Project Mongma Rama: Protecting Vital Land in India for World Land Trust

 

From day one, we’ve been proud to call World Land Trust our charity partner. We’ve worked with them to protect and preserve critically threatened habitats across the globe. Not only do we donate in the name of our clients for every campaign we do, we also offer pro-bono strategic and marketing consultancy, design support and training for their team.

Our most recent work can be seen in Project Mongma Rama; a fundraising appeal bringing reserves, trees and rangers to one of the world’s most threatened biodiversity hotspots.

 

The Project

The campaign protects the Garo Green Spine, a vital land corridor in the Garo Hills in north-eastern India. Wildlife corridors bridge gaps between habitats which would otherwise be isolated. Linking these core wildlife habitats helps to preserve biodiversity. The hills are home to Asian elephants, western hoolock gibbons, clouded leopards, leopard cats, critically endangered Chinese pangolins and many more. Money raised is going to local communities to set up village forest reserves.  

We were responsible for the branding, creative concepting and media planning on a pro-bono basis.  

 

The Work

We were briefed to create a campaign identity which tied together the various elements of the project. This was followed by a media strategy, implemented to raise awareness, and urge people to donate.

The name Mongma Rama uses the local Garo language, meaning ‘Elephant Path’. The language was used to reflect that the project is about humans and communities, not just animals and trees. It’s the people that live in the area that will make the project a success.

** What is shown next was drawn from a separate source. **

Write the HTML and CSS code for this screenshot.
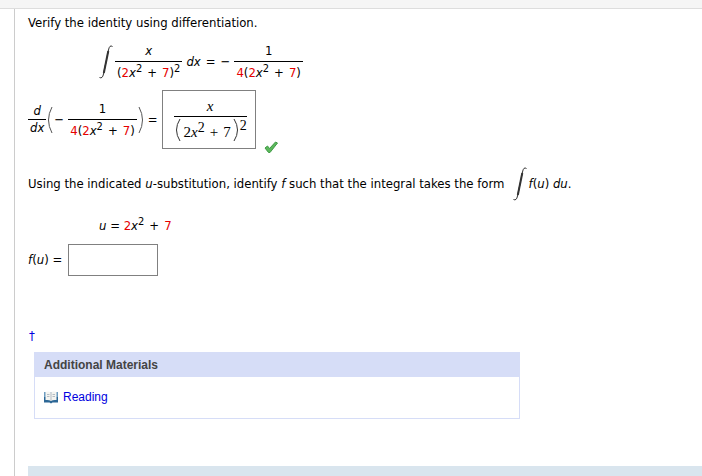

The logo and visual identity encompass the incredible biodiversity of the landscape. It features some of the species and plants from the area, with copy forming its own spine, reflecting the ‘spine’ area the project is protecting.  

 

The Results

We’re very happy to say that the project hit its fundraising target of £350,000.

Donations have funded around 2,000 hectares of reserves, 15,000 hectares of community plans and 170 hectares of restoration – as well as three new watchers hired from local communities.